Upon returning from our stay at the beach, I decided I should, perhaps, read that little book with the title that had served as my meditative inspiration. The first smile crossed my lips while reading Ann Morrow Lindbergh’s introduction:

“Besides, not all women are searching for a new pattern of living, or want a contemplative corner of their own…(Yet) in varying settings and under different forms, I discovered that many women, and men, too, were grappling with essentially the same questions as I…Even those whose lives had appeared to be ticking imperturbably under their smiling clock faces were often trying, like me, to evolve another rhythm with more creative pauses in it, more adjustment to their individual needs and new and more alive relationships to themselves as well as others.”

What I read on the pages, while couched by Lindbergh in the culture and expectations of 1955, described the same conundrum I too had come to face.

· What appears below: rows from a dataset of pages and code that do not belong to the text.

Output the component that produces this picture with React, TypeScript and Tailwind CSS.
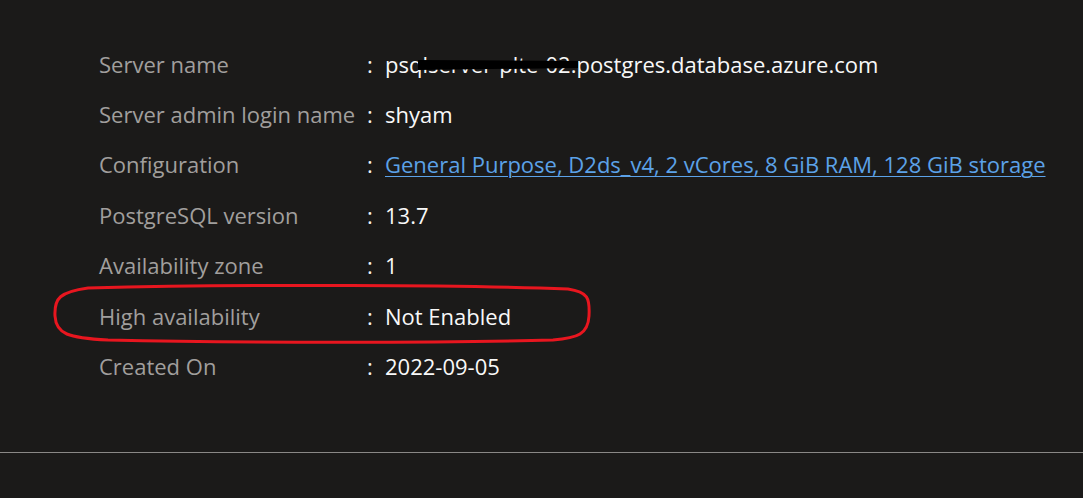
import React from "react";

type Row = { label: string; value: string; link?: boolean };

const rows: Row[] = [
  { label: "Server name", value: "psqlserver-plte-02.postgres.database.azure.com" },
  { label: "Server admin login name", value: "shyam" },
  {
    label: "Configuration",
    value: "General Purpose, D2ds_v4, 2 vCores, 8 GiB RAM, 128 GiB storage",
    link: true,
  },
  { label: "PostgreSQL version", value: "13.7" },
  { label: "Availability zone", value: "1" },
  { label: "High availability", value: "Not Enabled" },
  { label: "Created On", value: "2022-09-05" },
];

export default function App() {
  return (
    <div
      className="relative h-[498px] w-[1083px] overflow-hidden bg-[#1b1a19]"
      style={{ fontFamily: '"Open Sans", "Noto Sans", sans-serif' }}
    >
      <div className="flex flex-col pl-[99px] pt-[39px]">
        {rows.map((r) => (
          <div key={r.label} className="flex h-[50.4px] items-center text-[22px]">
            <div className="w-[268px] text-[#a19f9d]">{r.label}</div>
            <div className="w-[18px] text-[#f3f2f1]">:</div>
            {r.link ? (
              <a className="text-[#5ca2e8] underline underline-offset-[3px] decoration-1">{r.value}</a>
            ) : (
              <div className="text-[#f8f8f8]">{r.value}</div>
            )}
          </div>
        ))}
      </div>

      {/* bottom divider */}
      <div className="absolute left-0 right-0 top-[452px] h-px bg-[#8a8886]" />

      {/* redaction stroke */}
      <svg className="absolute left-[410px] top-[54px]" width="180" height="20" viewBox="0 0 180 20">
        <path d="M8 6 L168 7 L168 14 L8 16 Z" fill="#000" />
      </svg>

      {/* red highlight outline */}
      <svg className="absolute left-[48px] top-[280px]" width="548" height="68" viewBox="0 0 548 68">
        <path
          d="M40 8 C200 4 420 5 520 9 C540 12 542 18 541 36 C540 54 530 58 505 60 C400 63 200 63 60 60 C20 58 8 54 7 36 C6 18 12 12 40 8 Z"
          stroke="#e8161f"
          strokeWidth="3"
          fill="none"
        />
      </svg>
    </div>
  );
}
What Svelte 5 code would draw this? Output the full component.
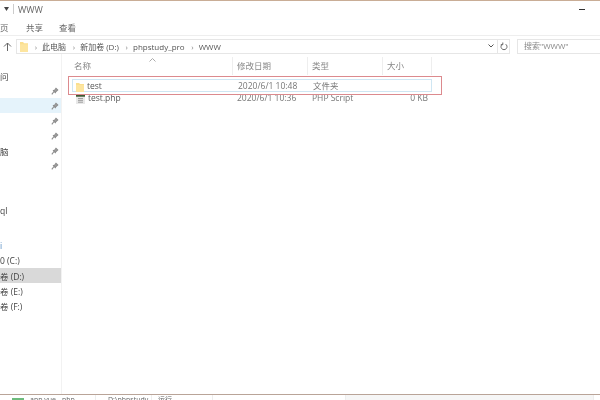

And just as Lindbergh collected shells and wrote what they represented to her as she sought the path to a more inward life, I too collected shells after my days of meditation and journaling by the sea. Only shell fragments did I gather, and they sit next to me as I write this in a small, square, glass vase, serving as a reminder that only I can pick up the pieces of my life when I begin to crumble.

 When an individual experiences new and life altering awareness, it doesn't matter what books have been written about it; it is new, and no less profound than it was to an individual living 2000 years ago. It is the cracking of a shell that holds within it understanding that can only be obtained through conscious living and introspection. The more people that share their new found wisdom with us, the more we are shown what we share, what the universe has on offer to us, and what we can become. They are timeless discoveries.